### Challenge:
Within the listing below, locate all lines containing the word "Tailwind". Copy each one.

### Available data:
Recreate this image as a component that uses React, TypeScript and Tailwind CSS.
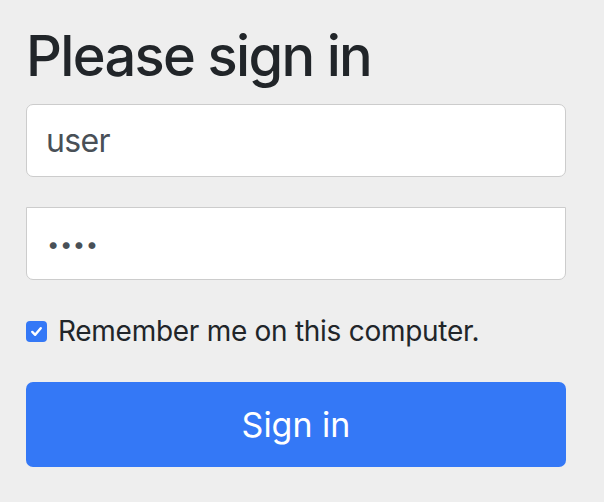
import { useState } from "react";

const font = { fontFamily: "Inter, 'Liberation Sans', sans-serif" };

export default function App() {
  const [remember, setRemember] = useState(true);

  return (
    <div className="min-h-[502px] w-full bg-[#eeeeee] px-[26px] pt-[23px]" style={font}>
      <form className="w-[540px]" onSubmit={(e) => e.preventDefault()}>
        <h2 className="mb-[14px] text-[56px] leading-[67px] font-medium tracking-[-0.03em] text-[#212529]">
          Please sign in
        </h2>

        <div className="flex flex-col gap-[30px]">
          <input
            type="text"
            defaultValue="user"
            className="h-[73px] w-full rounded-[7px] border border-[#cccccc] bg-white px-[19px] text-[32px] tracking-[-0.02em] text-[#495057] outline-none"
          />
          <input
            type="password"
            defaultValue="user"
            className="h-[73px] w-full rounded-b-[7px] border border-[#cccccc] bg-white px-[20px] text-[22px] tracking-[0.5px] text-[#495057] outline-none"
          />
        </div>

        <label className="mt-[30px] flex h-[42px] cursor-pointer items-center gap-[11px] text-[28px] tracking-[-0.01em] text-[#212529]">
          <input
            type="checkbox"
            className="sr-only"
            checked={remember}
            onChange={(e) => setRemember(e.currentTarget.checked)}
          />
          <span
            className={
              remember
                ? "flex h-[21px] w-[21px] items-center justify-center rounded-[4px] bg-[#3478f6]"
                : "flex h-[21px] w-[21px] items-center justify-center rounded-[4px] border border-[#b5b5b5] bg-white"
            }
          >
            {remember && (
              <svg viewBox="0 0 16 16" className="h-[15px] w-[15px]">
                <path
                  d="M3.5 8.5 L6.6 11.5 L12.5 4.5"
                  fill="none"
                  stroke="#ffffff"
                  strokeWidth="2.6"
                  strokeLinecap="round"
                  strokeLinejoin="round"
                />
              </svg>
            )}
          </span>
          Remember me on this computer.
        </label>

        <button
          type="submit"
          className="mt-[30px] h-[85px] w-full rounded-[7px] bg-[#3478f6] text-[34px] text-white"
        >
          Sign in
        </button>
      </form>
    </div>
  );
}
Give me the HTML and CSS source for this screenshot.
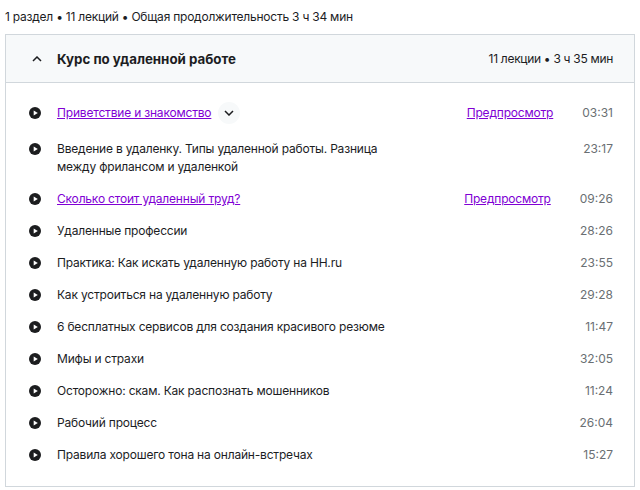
FILE: index.html
```html
<!DOCTYPE html>
<html lang="ru">
<head>
<meta charset="utf-8">
<title>Курс</title>
<link rel="stylesheet" href="styles.css">
</head>
<body>
<svg class="defs" width="0" height="0" aria-hidden="true">
  <symbol id="play" viewBox="0 0 12 12"><circle cx="6" cy="6" r="6" fill="#1c1d1f"/><path d="M4.7 3.5v5L8.8 6z" fill="#fff"/></symbol>
</svg>
<p class="summary">1 раздел • 11 лекций • Общая продолжительность 3 ч 34 мин</p>
<section class="course">
  <header class="head">
    <svg class="chev" width="10" height="6" viewBox="0 0 10 6"><path d="M1 5l4-4 4 4" fill="none" stroke="#1c1d1f" stroke-width="1.5"/></svg>
    <h2 class="head-title">Курс по удаленной работе</h2>
    <span class="head-meta">11 лекции • 3 ч 35 мин</span>
  </header>
  <ul class="list">
    <li class="row row-first"><svg class="play"><use href="#play"/></svg><span class="title"><a class="link" href="#">Приветствие и знакомство</a><span class="more"><svg width="10" height="6" viewBox="0 0 10 6"><path d="M1 1l4 4 4-4" fill="none" stroke="#1c1d1f" stroke-width="1.5"/></svg></span></span><a class="link preview" href="#">Предпросмотр</a><span class="time">03:31</span></li>
    <li class="row"><svg class="play"><use href="#play"/></svg><span class="title title-wrap">Введение в удаленку. Типы удаленной работы. Разница между фрилансом и удаленкой</span><span class="time">23:17</span></li>
    <li class="row"><svg class="play"><use href="#play"/></svg><span class="title"><a class="link" href="#">Сколько стоит удаленный труд?</a></span><a class="link preview" href="#">Предпросмотр</a><span class="time">09:26</span></li>
    <li class="row"><svg class="play"><use href="#play"/></svg><span class="title">Удаленные профессии</span><span class="time">28:26</span></li>
    <li class="row"><svg class="play"><use href="#play"/></svg><span class="title">Практика: Как искать удаленную работу на HH.ru</span><span class="time">23:55</span></li>
    <li class="row"><svg class="play"><use href="#play"/></svg><span class="title">Как устроиться на удаленную работу</span><span class="time">29:28</span></li>
    <li class="row"><svg class="play"><use href="#play"/></svg><span class="title">6 бесплатных сервисов для создания красивого резюме</span><span class="time">11:47</span></li>
    <li class="row"><svg class="play"><use href="#play"/></svg><span class="title">Мифы и страхи</span><span class="time">32:05</span></li>
    <li class="row"><svg class="play"><use href="#play"/></svg><span class="title">Осторожно: скам. Как распознать мошенников</span><span class="time">11:24</span></li>
    <li class="row"><svg class="play"><use href="#play"/></svg><span class="title">Рабочий процесс</span><span class="time">26:04</span></li>
    <li class="row"><svg class="play"><use href="#play"/></svg><span class="title">Правила хорошего тона на онлайн-встречах</span><span class="time">15:27</span></li>
  </ul>
</section>
</body>
</html>
```
FILE: styles.css
```css
* { box-sizing: border-box; }
html, body { margin: 0; padding: 0; }
body {
  width: 640px;
  height: 490px;
  overflow: hidden;
  background: #fff;
  color: #1c1d1f;
  font-family: Inter, sans-serif;
  font-size: 12px;
  letter-spacing: -0.19px;
  line-height: 18px;
  padding: 8px 5px 0 5px;
}
.defs { position: absolute; }
.summary { margin: 0 0 8px; height: 18px; letter-spacing: -0.23px; }
.course { border: 1px solid #d1d7dc; height: 453px; }
.head {
  display: flex;
  align-items: center;
  height: 48px;
  padding: 0 21px 0 26px;
  background: #f7f9fa;
  border-bottom: 1px solid #d1d7dc;
}
.chev { margin-right: 15px; }
.head-title { margin: 0; flex: 1; font-size: 13.3px; font-weight: 700; letter-spacing: 0; }
.head-meta { letter-spacing: -0.3px; }
.list { list-style: none; margin: 0; padding: 10px 21px 0 23px; }
.row { display: flex; align-items: flex-start; padding: 7px 0; }
.row-first { align-items: center; height: 40px; }
.play { width: 12px; height: 12px; flex: none; margin: 3px 16px 0 0; }
.row-first .play { margin-top: 0; }
.title { flex: 1; display: flex; align-items: center; }
.title-wrap { display: block; flex: none; width: 330px; margin-right: auto; }
.link { color: #8000d4; text-decoration: underline; }
.more {
  display: flex;
  align-items: center;
  justify-content: center;
  width: 22px;
  height: 22px;
  margin-left: 7px;
  border-radius: 50%;
  background: #f7f9fa;
}
.preview { margin-right: 29px; }
.time { color: #6a6f73; flex: none; letter-spacing: 0; }
```
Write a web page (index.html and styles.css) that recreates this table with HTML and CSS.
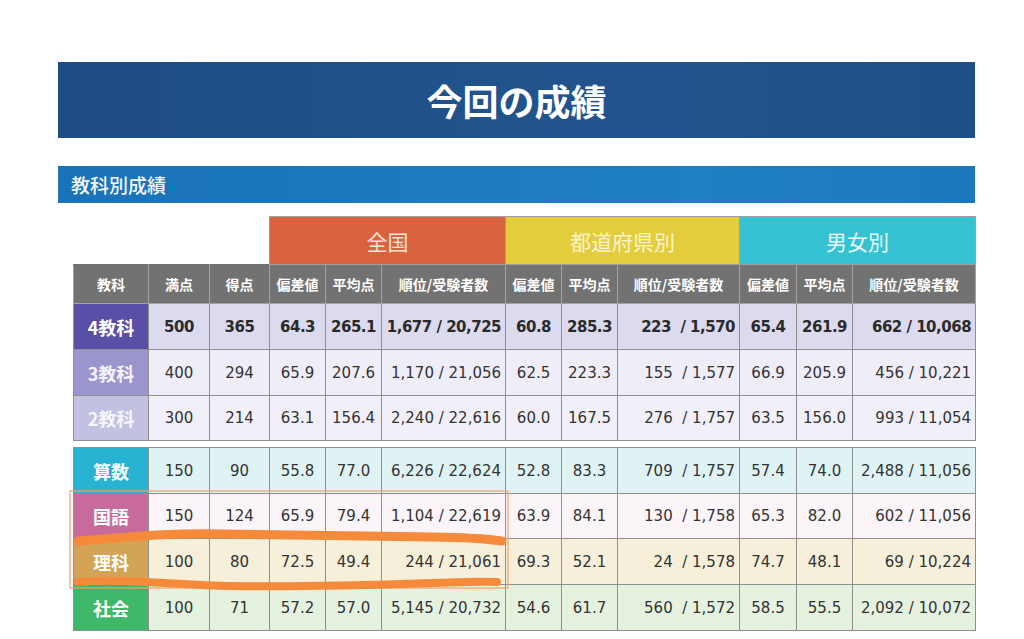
FILE: index.html
```html
<!DOCTYPE html>
<html lang="ja">
<head>
<meta charset="utf-8">
<title>今回の成績</title>
<link rel="stylesheet" href="styles.css">
</head>
<body>
<div class="page">
  <header class="title-bar"><h1>今回の成績</h1></header>
  <div class="sub-bar"><h2>教科別成績</h2></div>

  <table class="grid top">
    <colgroup>
      <col class="c-sub"><col class="c-max"><col class="c-pt">
      <col class="c-s"><col class="c-s"><col class="c-r1">
      <col class="c-s"><col class="c-s"><col class="c-r2">
      <col class="c-s2"><col class="c-s"><col class="c-r3">
    </colgroup>
    <tr class="groups">
      <td class="blank" colspan="3"></td>
      <th class="g-all" colspan="3">全国</th>
      <th class="g-pref" colspan="3">都道府県別</th>
      <th class="g-sex" colspan="3">男女別</th>
    </tr>
    <tr class="heads">
      <th>教科</th><th>満点</th><th>得点</th>
      <th>偏差値</th><th>平均点</th><th>順位/受験者数</th>
      <th>偏差値</th><th>平均点</th><th>順位/受験者数</th>
      <th>偏差値</th><th>平均点</th><th>順位/受験者数</th>
    </tr>
    <tr class="row r4 bold">
      <th class="lab">4教科</th><td>500</td><td>365</td>
      <td>64.3</td><td>265.1</td><td class="rk">1,677 / 20,725</td>
      <td>60.8</td><td>285.3</td><td class="rk">223  / 1,570</td>
      <td>65.4</td><td>261.9</td><td class="rk">662 / 10,068</td>
    </tr>
    <tr class="row r3">
      <th class="lab">3教科</th><td>400</td><td>294</td>
      <td>65.9</td><td>207.6</td><td class="rk">1,170 / 21,056</td>
      <td>62.5</td><td>223.3</td><td class="rk">155  / 1,577</td>
      <td>66.9</td><td>205.9</td><td class="rk">456 / 10,221</td>
    </tr>
    <tr class="row r2">
      <th class="lab">2教科</th><td>300</td><td>214</td>
      <td>63.1</td><td>156.4</td><td class="rk">2,240 / 22,616</td>
      <td>60.0</td><td>167.5</td><td class="rk">276  / 1,757</td>
      <td>63.5</td><td>156.0</td><td class="rk">993 / 11,054</td>
    </tr>
  </table>

  <div class="lower">
    <table class="grid">
      <colgroup>
        <col class="c-sub"><col class="c-max"><col class="c-pt">
        <col class="c-s"><col class="c-s"><col class="c-r1">
        <col class="c-s"><col class="c-s"><col class="c-r2">
        <col class="c-s2"><col class="c-s"><col class="c-r3">
      </colgroup>
      <tr class="row math">
        <th class="lab">算数</th><td>150</td><td>90</td>
        <td>55.8</td><td>77.0</td><td class="rk">6,226 / 22,624</td>
        <td>52.8</td><td>83.3</td><td class="rk">709  / 1,757</td>
        <td>57.4</td><td>74.0</td><td class="rk">2,488 / 11,056</td>
      </tr>
      <tr class="row jp">
        <th class="lab">国語</th><td>150</td><td>124</td>
        <td>65.9</td><td>79.4</td><td class="rk">1,104 / 22,619</td>
        <td>63.9</td><td>84.1</td><td class="rk">130  / 1,758</td>
        <td>65.3</td><td>82.0</td><td class="rk">602 / 11,056</td>
      </tr>
      <tr class="row sci">
        <th class="lab">理科</th><td>100</td><td>80</td>
        <td>72.5</td><td>49.4</td><td class="rk">244 / 21,061</td>
        <td>69.3</td><td>52.1</td><td class="rk">24  / 1,578</td>
        <td>74.7</td><td>48.1</td><td class="rk">69 / 10,224</td>
      </tr>
      <tr class="row soc">
        <th class="lab">社会</th><td>100</td><td>71</td>
        <td>57.2</td><td>57.0</td><td class="rk">5,145 / 20,732</td>
        <td>54.6</td><td>61.7</td><td class="rk">560  / 1,572</td>
        <td>58.5</td><td>55.5</td><td class="rk">2,092 / 10,072</td>
      </tr>
    </table>
    <svg class="marks" width="450" height="160" viewBox="0 0 450 160" aria-hidden="true">
      <rect x="-3" y="44" width="438" height="97" fill="none" stroke="#f3a06a" stroke-width="1.2"/>
      <path d="M5 94 C 60 90, 90 86, 150 87 S 300 89, 360 90 S 415 93, 429 94" fill="none" stroke="#f58a3b" stroke-width="9" stroke-linecap="round"/>
      <path d="M5 135 C 50 131, 100 138, 160 139 S 300 138, 360 136 S 410 135, 424 135" fill="none" stroke="#f58a3b" stroke-width="8" stroke-linecap="round"/>
    </svg>
  </div>
</div>
</body>
</html>
```

FILE: styles.css
```css
* { box-sizing: border-box; }

body {
  margin: 0;
  background: #ffffff;
  font-family: "DejaVu Sans", "Noto Sans CJK JP", sans-serif;
  color: #333333;
}

.page {
  width: 917px;
  margin: 62px 0 0 58px;
}

.title-bar {
  height: 76px;
  background: linear-gradient(90deg, #1e4c84 0%, #21548e 60%, #1f4f88 100%);
  display: flex;
  align-items: center;
  justify-content: center;
}

.title-bar h1 {
  margin: 0;
  font-family: "Noto Sans CJK JP", sans-serif;
  font-weight: 700;
  font-size: 36px;
  line-height: 1;
  color: #ffffff;
}

.sub-bar {
  margin-top: 28px;
  height: 37px;
  background: linear-gradient(90deg, #1a73b6 0%, #1f7fc2 70%, #1c78bb 100%);
  display: flex;
  align-items: center;
  padding-left: 13px;
}

.sub-bar h2 {
  margin: 0;
  font-family: "Noto Sans CJK JP", sans-serif;
  font-weight: 500;
  font-size: 19px;
  line-height: 1;
  color: #f4f8fc;
}

.grid {
  margin-left: 15px;
  width: 902px;
  table-layout: fixed;
  border-collapse: collapse;
}

.grid.top { margin-top: 13px; }

.c-sub { width: 75px; }
.c-max { width: 61px; }
.c-pt  { width: 60px; }
.c-s   { width: 56px; }
.c-s2  { width: 57px; }
.c-r1  { width: 124px; }
.c-r2  { width: 122px; }
.c-r3  { width: 123px; }

.grid th, .grid td {
  padding: 0;
  border: 1px solid #8f8f8f;
  text-align: center;
  white-space: pre;
  overflow: hidden;
}

.groups { height: 48px; }
.groups .blank { border: none; background: transparent; }
.groups th {
  font-family: "Noto Sans CJK JP", sans-serif;
  font-weight: 400;
  font-size: 21px;
  border-color: #a0a0a0;
  padding-top: 1px;
}
.g-all  { background: #d9633f; color: #f8e2d6; }
.g-pref { background: #e4cd3c; color: #faf3cc; }
.g-sex  { background: #35c3d4; color: #eafafc; }

.heads { height: 39px; }
.heads th {
  background: #727272;
  color: #ffffff;
  font-family: "Noto Sans CJK JP", sans-serif;
  font-weight: 700;
  font-size: 14px;
  border-color: #a2a2a2;
  border-top-color: #727272;
}

.row { height: 46px; }
.row td {
  font-size: 15px;
  color: #333333;
}
.row .rk {
  text-align: right;
  padding-right: 4px;
}

.lab {
  font-family: "Noto Sans CJK JP", sans-serif;
  font-weight: 700;
  font-size: 18px;
  color: #ffffff;
}

.bold td {
  font-weight: 700;
  font-size: 15px;
  letter-spacing: -0.5px;
  color: #2a2a2a;
}

.r4 td { background: #dcdaef; }
.r4 .lab { background: #5a4fa6; }
.r3 td { background: #efedf7; }
.r3 .lab { background: #9b95ce; color: #f4f3fb; }
.r2 { height: 45px; }
.r2 td { background: #f1f0f8; }
.r2 .lab { background: #c3c1e2; color: #f5f5fb; }

.lower {
  position: relative;
  margin-top: 6px;
}

.math td { background: #dff3f5; }
.math .lab { background: #29b3d3; }
.jp { height: 45px; }
.jp td { background: #fbf5f9; }
.jp .lab { background: #c76b9c; }
.sci td { background: #f6efd9; }
.sci .lab { background: #d4a456; }
.soc td { background: #e5f2df; }
.soc .lab { background: #3fb86a; }

.marks {
  position: absolute;
  left: 15px;
  top: 0;
  overflow: visible;
  pointer-events: none;
}
```
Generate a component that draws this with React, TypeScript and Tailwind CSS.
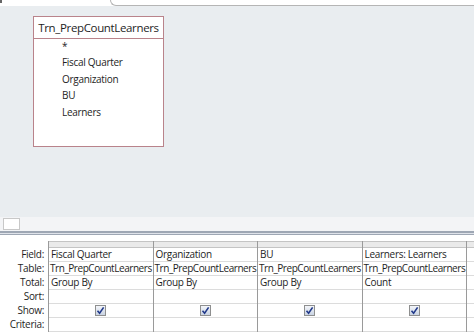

### Expected answer:
Recreate this image as a component that uses React, TypeScript and Tailwind CSS.
Generate a component that draws this with React, TypeScript and Tailwind CSS.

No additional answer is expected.